Back to that defensive improvement, with the shot blocker Williams, a big in Ravenel who is a solid body at the five spot (he played out of position last year), the one-man menace that is Aaron Craft, and athletic wings (Smith Jr., Thompson, and Scott all fit this description) who can keep up laterally with the best in the Big Ten, the Buckeyes will look to overcome any lack of interior scoring and three-point shooting shortcomings (freshman Amadeo Della Valle should help there off the bench) by playing games in the fifties and low sixties. With an admittedly deeper bench, Matta may play nine guys consistently and look to play the transition game more without the low post anchor to feed the ball to down low.

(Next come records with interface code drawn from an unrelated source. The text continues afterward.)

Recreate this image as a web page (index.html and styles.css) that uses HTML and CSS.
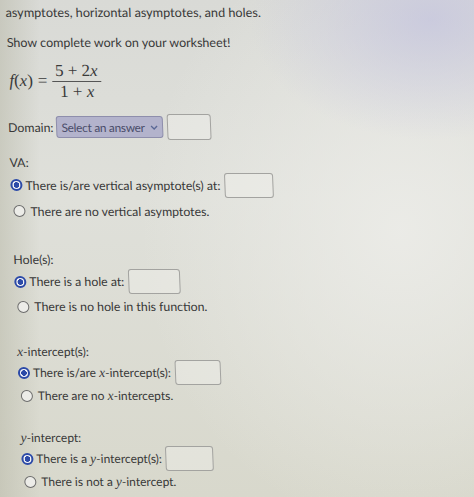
FILE: index.html
```html
<!DOCTYPE html>
<html>
<head>
<meta charset="utf-8">
<link rel="stylesheet" href="styles.css">
</head>
<body>
<div class="page">
  <p class="intro first">asymptotes, horizontal asymptotes, and holes.</p>
  <p class="intro second">Show complete work on your worksheet!</p>

  <div class="func">
    <span class="m"><i class="mi">f</i>(<i class="mi">x</i>)</span>
    <span class="eq">=</span>
    <span class="frac">
      <span class="num">5 + 2<i class="mi">x</i></span>
      <span class="den">1 + <i class="mi">x</i></span>
    </span>
  </div>

  <div class="domain">
    <span class="lbl">Domain:</span>
    <span class="select">Select an answer
      <svg class="chev" width="8" height="5" viewBox="0 0 8 5"><path d="M1 1 L4 4 L7 1" fill="none" stroke="#5a6896" stroke-width="1.3"/></svg>
    </span>
    <span class="input w44"></span>
  </div>

  <div class="group g1">
    <div class="glabel">VA:</div>
    <div class="opt"><span class="radio on"></span><span>There is/are vertical asymptote(s) at:</span><span class="input w49"></span></div>
    <div class="opt"><span class="radio"></span><span>There are no vertical asymptotes.</span></div>
  </div>

  <div class="group g2">
    <div class="glabel">Hole(s):</div>
    <div class="opt"><span class="radio on"></span><span>There is a hole at:</span><span class="input w52"></span></div>
    <div class="opt"><span class="radio"></span><span>There is no hole in this function.</span></div>
  </div>

  <div class="group g3">
    <div class="glabel"><i class="v">x</i>-intercept(s):</div>
    <div class="opt"><span class="radio on"></span><span>There is/are <i class="v">x</i>-intercept(s):</span><span class="input w46"></span></div>
    <div class="opt"><span class="radio"></span><span>There are no <i class="v">x</i>-intercepts.</span></div>
  </div>

  <div class="group g4">
    <div class="glabel"><i class="v">y</i>-intercept:</div>
    <div class="opt"><span class="radio on"></span><span>There is a <i class="v">y</i>-intercept(s):</span><span class="input w48"></span></div>
    <div class="opt"><span class="radio"></span><span>There is not a <i class="v">y</i>-intercept.</span></div>
  </div>
</div>
</body>
</html>
```
FILE: styles.css
```css
html, body {
  margin: 0;
  padding: 0;
  width: 474px;
  height: 497px;
  overflow: hidden;
}
body {
  background:
    radial-gradient(ellipse 180px 120px at 430px 20px, rgba(196, 196, 222, 0.75), rgba(196, 196, 222, 0) 100%),
    radial-gradient(ellipse 260px 300px at 400px 230px, rgba(236, 236, 232, 0.9), rgba(236, 236, 232, 0) 100%),
    linear-gradient(90deg, rgba(186, 186, 170, 0.55) 0px, rgba(186, 186, 170, 0) 40px),
    linear-gradient(180deg, #d9dad6 0%, #dfe0da 40%, #d8d8cc 100%);
  font-family: Lato, "Open Sans", sans-serif;
  color: #383838;
  font-size: 12.3px;
}
.page {
  padding: 3px 0 0 3px;
  transform: skewX(2.3deg);
  transform-origin: 0 0;
}
.intro {
  margin: 0;
  padding-left: 2px;
  line-height: 18px;
  font-size: 12.7px;
}
.second {
  margin-top: 13px;
  font-size: 12.5px;
}
.func {
  margin-top: 10px;
  height: 38px;
  display: flex;
  align-items: center;
  font-family: "Liberation Serif", serif;
  font-size: 17px;
  color: #3a3a3a;
  padding-left: 3px;
}
.func .mi {
  font-family: "Liberation Serif", serif;
  font-style: italic;
}
.eq { margin: 0 5px 0 5px; }
.frac {
  display: flex;
  flex-direction: column;
  align-items: center;
  line-height: 18px;
}
.num {
  padding: 0 3px 1px;
  border-bottom: 1.2px solid #555;
}
.den { padding-top: 1px; }

.domain {
  margin-top: 14px;
  height: 26px;
  display: flex;
  align-items: center;
}
.lbl { margin-right: 3px; }
.select {
  height: 20px;
  display: flex;
  align-items: center;
  gap: 5px;
  padding: 0 4px 0 4px;
  background: #b3b3cc;
  border: 1px solid #8e8eac;
  border-radius: 3px;
  color: #4a4d6a;
  font-size: 11.8px;
  letter-spacing: -0.25px;
}
.chev { display: block; }

.input {
  display: inline-block;
  height: 23px;
  border: 1.2px solid #a3a3a0;
  border-radius: 3px;
  background: rgba(240, 240, 236, 0.45);
  margin-left: 4px;
}
.w44 { width: 42px; height: 24px; }
.w49 { width: 47px; }
.w52 { width: 50px; }
.w46 { width: 44px; }
.w48 { width: 46px; }

.g1 { margin-top: 14px; }
.g2 { margin-top: 27px; }
.g3 { margin-top: 24px; font-size: 12px; }
.g4 { margin-top: 21px; font-size: 12px; }
.glabel {
  line-height: 18px;
}
.opt {
  height: 26px;
  display: flex;
  align-items: center;
}
.g2 .opt { height: 25px; }
.g3 .opt { height: 23.5px; }
.g4 .opt { height: 23px; }
.opt + .opt { padding-left: 2px; }
.radio {
  width: 12px;
  height: 12px;
  box-sizing: border-box;
  border-radius: 50%;
  border: 1.6px solid #6b6b6b;
  background: #ecece8;
  margin-right: 5px;
  flex: none;
}
.radio.on {
  border: 2px solid #2c4aa8;
  background: radial-gradient(circle, #2c4aa8 0 2.6px, #f4f4f8 3px);
  margin-right: 3px;
}
.v {
  font-family: "Liberation Serif", serif;
  font-style: italic;
  font-size: 13.5px;
}
```
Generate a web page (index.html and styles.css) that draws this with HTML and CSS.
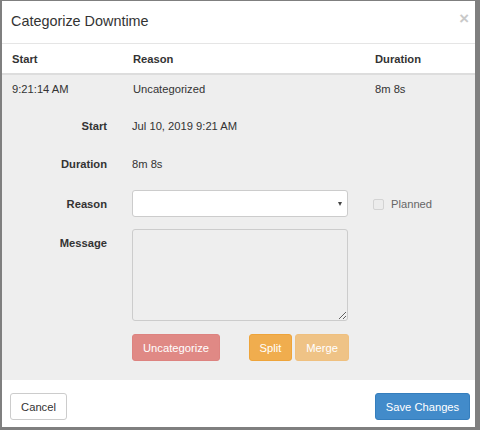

No team advances to the Final Four, however, without that star power on some level. Whereas past teams led by iconic big men in Oden and Sullinger have failed, it will be on the forward Thomas to take his consistency and scoring output to an entirely different level. Deshaun can collect and convert on the offensive glass, scorch the nets from deep, and find the hoop with a mix of cuts, hooks, and spins on the block. The problem is when the inevitable box and one or double team comes, can Craft, Smith Jr., and the rest hit open shots.

Defensive expertise, turnover margin domination, and superior athleticism. That’s the recipe for the Buckeyes to have success all season, at the Big Ten tournament in Chicago, and to get down to Atlanta. While I fully admit the Buckeyes are a touch overrated to start, few thought this team would reach New Orleans halfway through last season.

You can see above that Craft has the O covered and Thomas has accounted for the H, but tonight, the question of who steps in for the “I-O” will begin to be answered against Marquette on an aircraft carrier docked in Charleston Harbor.